Branded revenues jumped 5.2% in the quarter, pushing overall growth to 4.2%, as the Oxo, Paxo and Mr Kipling owner won market share gains in both branded grocery and sweet treats.
Trading profit for the year is now expected to come at the higher end of current guidance, which remains unchanged at £193m–£198m.
“We had a really good Christmas with 5.2% branded revenue growth, accelerating our trend from the previous quarter,” said Whitehouse.
“These results demonstrated strong delivery against all pillars of our strategy, with consumers continuing to choose our brands for their quality and value.”
Whitehouse added the business’s product innovation programme was “particularly strong” in FY2026, with NPD including Oxo Bone Broth, Paxo Stuffing Wreath, Angel Delight Bubble Jelly and Mr Kipling Cake Bites tubs hitting the market.

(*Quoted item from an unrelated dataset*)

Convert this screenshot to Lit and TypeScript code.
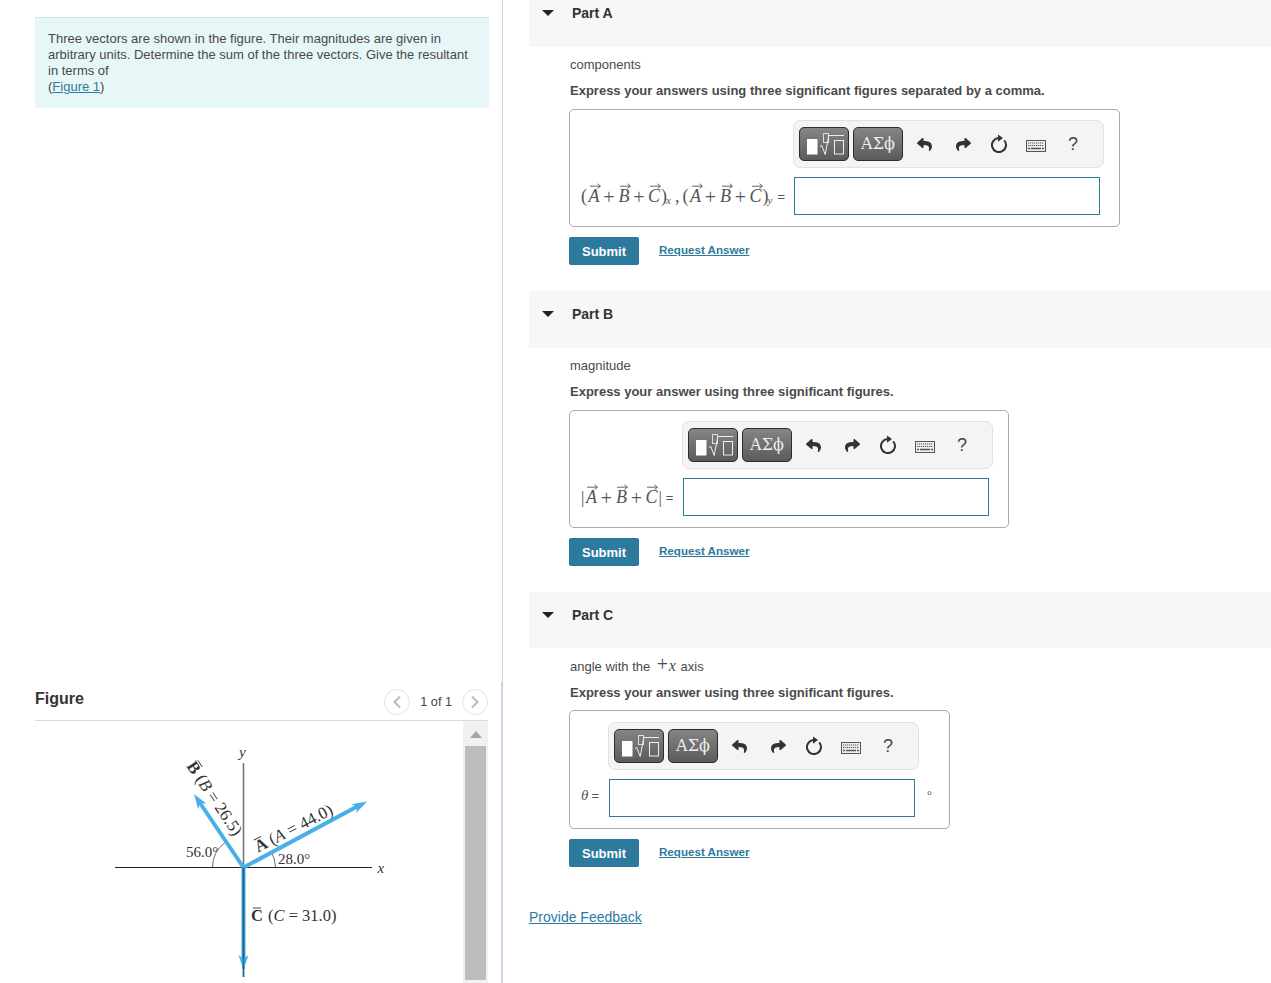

Premium ranges such as Ambrosia Deluxe, The Spice Tailor and Mr Kipling Signature Mince Pies outperformed the market, as consumers traded up over the festive period.
Alongside 10% international sales growth, revenue from new categories – led by nutrition brand Fuel10k’s yoghurt and granola – increased 29% in the 13-week period ending 27 December.
All three of Premier’s latest acquisitions, including Fuel10k, The Spice Tailor, and Merchant Gourmet, grew sales by double digits.
“Our portfolio of brands offers consumers great options to cook and eat affordable, delicious meals at home and, together with our track record of performance through all economic cycles, firmly underpins confidence in our medium-term prospects,” said Whitehouse.
Shore Capital analyst Clive Black called the results “very pleasing”.
“At its H1 FY2026 results, Premier’s management spoke to an expectation of an acceleration in top-line progress in H2 after facing the summer headwinds, and, pleasingly, so it has come to pass,” he said.
Adding that the strong results had set Premier up for the “highly competitive” Q4 UK grocery market, Black noted he had been “surprised and disappointed” by investors’ lack of appreciation for the equity, a house stock for Shore Capital, which has a “very valuable assortment and a strong and strengthening balance sheet, debt-free in FY2027 forecast”.
Since hitting a five-year high of 212p in May 2025, Premier’s share price has slid steadily to reach 170p in January 2026, thanks in part to data showing aggregate volumes were slightly down in November and December.
“We see this price movement as both an anomaly and an opportunity to gain the benefit of capital appreciation in one breath, with this Q3 update as a spark for rating expansion,” said Black.